L’intervista
Jeanette Winterson: «L’intelligenza artificiale è solo uno strumento. Come lo usiamo dipende da noi»
Parla la scrittrice britannica: «Diamo sempre colpa alle macchine, siamo alla ricerca di qualcuno su cui scaricare le responsabilità, ma non dimentichiamo che gli esseri umani hanno sempre ingannato»
Può succedere che Harry Potter diventi siciliano o che un ragazzo cerchi di intrufolarsi nel Castello di Windsor per uccidere la Regina Elisabetta (ancora in vita), convinto dalla sua fidanzata virtuale. «C’è addirittura una App pensata per risparmiarci di fare l’esperienza con la morte», racconta la scrittrice Jeanette Winterson quando la incontriamo a Roma: «Imita i defunti così non siamo più costretti a separarci. Tutto questo è davvero molto strano e lo si deve all’Intelligenza Artificiale, anche se io preferirei chiamarla “intelligenza computerizzata” o “intelligenza alternativa”. Di alternative, soprattutto in questo tempo, ne avremo bisogno».
L’inglese Jeanette Winterson, divenuta famosa a venticinque anni con “Non ci sono solo le arance” cui sono seguiti altri bestseller, ha dedicato all’IA “12 Bytes. Come siamo arrivati fin qui, dove potremmo finire in futuro” (Mondadori), una raccolta di saggi scritta durante la pandemia nella sua casa nelle Cotswolds. «L’intelligenza artificiale è solo uno strumento e l’essere umano non è altro che un animale capace di utilizzarlo. Quello a cui assistiamo è però uno specchio, che riflette e ci rimanda il nostro lato peggiore. Diamo sempre colpa alle macchine, è facile, perché siamo alla ricerca di qualcuno su cui scaricare le responsabilità, ma non dimentichiamo che gli esseri umani hanno sempre ingannato, rubato e volto tutto a un profitto personale».

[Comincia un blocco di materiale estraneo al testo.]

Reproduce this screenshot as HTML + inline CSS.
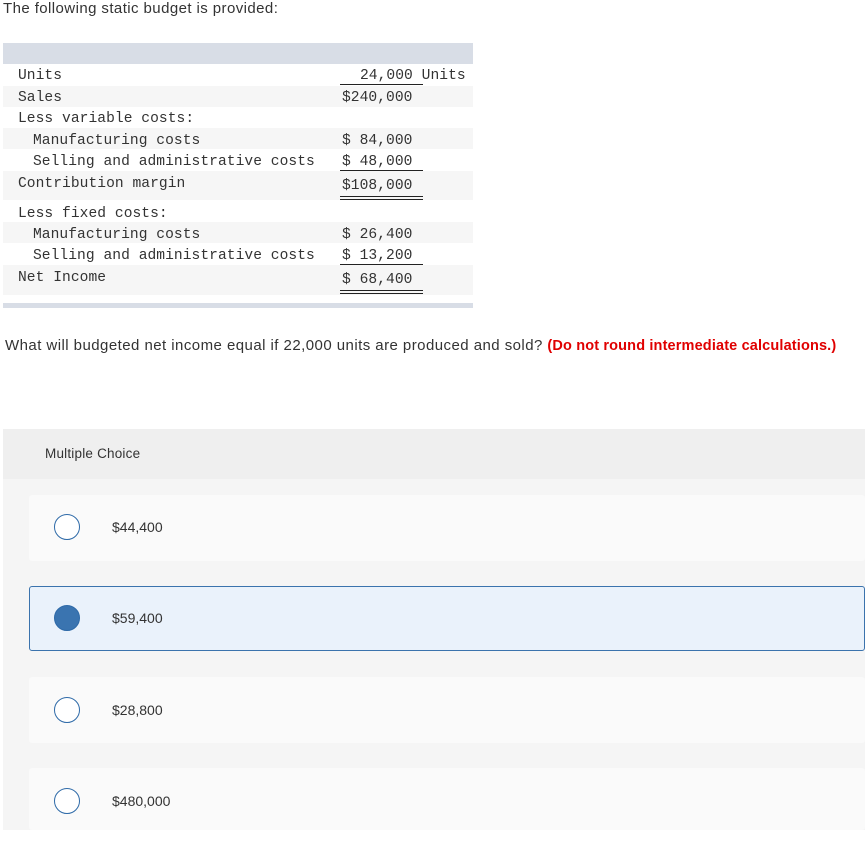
<!DOCTYPE html>
<html><head><style>
body{margin:0;background:#fff;font-family:"Liberation Sans",sans-serif;color:#333;width:865px;height:842px;position:relative;overflow:hidden}
.a{position:absolute}
.m{font-family:"Liberation Mono",monospace;font-size:14.6px;color:#333;white-space:pre;line-height:18px;letter-spacing:0.05px}
.row{position:absolute;left:3px;width:470px;background:#f6f6f6}
.ul{position:absolute;border-top:1px solid #222}
.radio{position:absolute;left:54px;width:26px;height:26px;border:1.5px solid #2e6aa8;border-radius:50%;background:#fff;box-sizing:border-box}
.opt{position:absolute;left:29px;width:836px;background:#fafafa;border-radius:3px}
.ot{position:absolute;left:112px;font-size:14px;color:#333}
</style></head><body>
<div class="a" style="left:3px;top:0px;font-size:15px;letter-spacing:0.42px">The following static budget is provided:</div>
<div class="a" style="left:3px;top:43px;width:470px;height:21px;background:#d8dde6"></div>
<div class="row" style="top:86px;height:21px"></div>
<div class="row" style="top:128px;height:21px"></div>
<div class="row" style="top:171px;height:29px"></div>
<div class="row" style="top:222px;height:21px"></div>
<div class="row" style="top:265px;height:30px"></div>
<div class="a" style="left:3px;top:303px;width:470px;height:5px;background:#d8dde6"></div>

<div class="a m" style="left:18px;top:67px">Units</div>
<div class="a m" style="left:18px;top:89px">Sales</div>
<div class="a m" style="left:18px;top:110px">Less variable costs:</div>
<div class="a m" style="left:33px;top:132px">Manufacturing costs</div>
<div class="a m" style="left:33px;top:153px">Selling and administrative costs</div>
<div class="a m" style="left:18px;top:175px">Contribution margin</div>
<div class="a m" style="left:18px;top:205px">Less fixed costs:</div>
<div class="a m" style="left:33px;top:226px">Manufacturing costs</div>
<div class="a m" style="left:33px;top:247px">Selling and administrative costs</div>
<div class="a m" style="left:18px;top:269px">Net Income</div>

<div class="a m" style="left:360px;top:67px">24,000 Units</div>
<div class="ul" style="left:340px;top:84px;width:83px"></div>
<div class="a m" style="left:342px;top:89px">$240,000</div>
<div class="a m" style="left:342px;top:132px">$ 84,000</div>
<div class="a m" style="left:342px;top:153px">$ 48,000</div>
<div class="ul" style="left:340px;top:170px;width:83px"></div>
<div class="a m" style="left:342px;top:177px">$108,000</div>
<div class="ul" style="left:340px;top:196px;width:83px;border-bottom:1px solid #222;height:2px"></div>
<div class="a m" style="left:342px;top:226px">$ 26,400</div>
<div class="a m" style="left:342px;top:247px">$ 13,200</div>
<div class="ul" style="left:340px;top:264px;width:83px"></div>
<div class="a m" style="left:342px;top:271px">$ 68,400</div>
<div class="ul" style="left:340px;top:290px;width:83px;border-bottom:1px solid #222;height:2px"></div>

<div class="a" style="left:5px;top:337px;font-size:15px;letter-spacing:0.45px;white-space:nowrap">What will budgeted net income equal if 22,000 units are produced and sold? <b style="color:#e00000;font-size:14.5px;letter-spacing:0.15px">(Do not round intermediate calculations.)</b></div>

<div class="a" style="left:3px;top:429px;width:862px;height:401px;background:#f5f5f5"></div>
<div class="a" style="left:3px;top:429px;width:862px;height:50px;background:#efefef"></div>
<div class="a" style="left:45px;top:446px;font-size:13.5px;letter-spacing:0.2px;color:#333">Multiple Choice</div>

<div class="opt" style="top:495px;height:66px"></div>
<div class="radio" style="top:514px"></div><div class="ot" style="top:519px">$44,400</div>
<div class="opt" style="top:586px;height:65px;background:#eaf2fb;border:1px solid #3b73ad;box-sizing:border-box"></div>
<div class="radio" style="top:605px;background:#3a74b0;border-color:#2e6aa8"></div><div class="ot" style="top:610px">$59,400</div>
<div class="opt" style="top:677px;height:66px"></div>
<div class="radio" style="top:697px"></div><div class="ot" style="top:702px">$28,800</div>
<div class="opt" style="top:768px;height:62px"></div>
<div class="radio" style="top:788px"></div><div class="ot" style="top:793px">$480,000</div>
</body></html>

L’autrice, ospite del Festival Internazionale Letterature al Parco Archeologico del Colosseo, precisa: «Amo le tecnologie, non le considero mie nemiche, ma non posso essere passiva e accettarle, permettendo loro di orientarmi la vita. Come un sovrano, sono io che decido». Bisognerebbe cercare di dimenticare o quantomeno superare questa ossessione che abbiamo del tempo e dello spazio. «Lo diceva anche il critico letterario Harold Bloom: “Più vita in un tempo senza limiti”. Lo spazio è la vera ossessione, l’attrazione di moda per i ricchi come Richard Branson, Elon Musk e Jeff Bezos. Se penso alla Intelligenza Artificiale e al dopo, mi sembra che il suo impatto maggiore non sarà sullo spazio ma sul tempo». Cosa fare, dunque? «Potremmo continuare a usare la tecnologia per peggiorare la nostra vita o per renderla migliore. Siamo nel tempo delle scelte e se andremo verso un futuro buono o terrificante dipenderà solo da noi. Fondamentale sarà la parola della nostra epoca – connettività - che è relazionale e dinamica. A contare è e sarà il flusso: l’attaccamento alle cose, agli oggetti e a noi stessi ne è la sua espressione».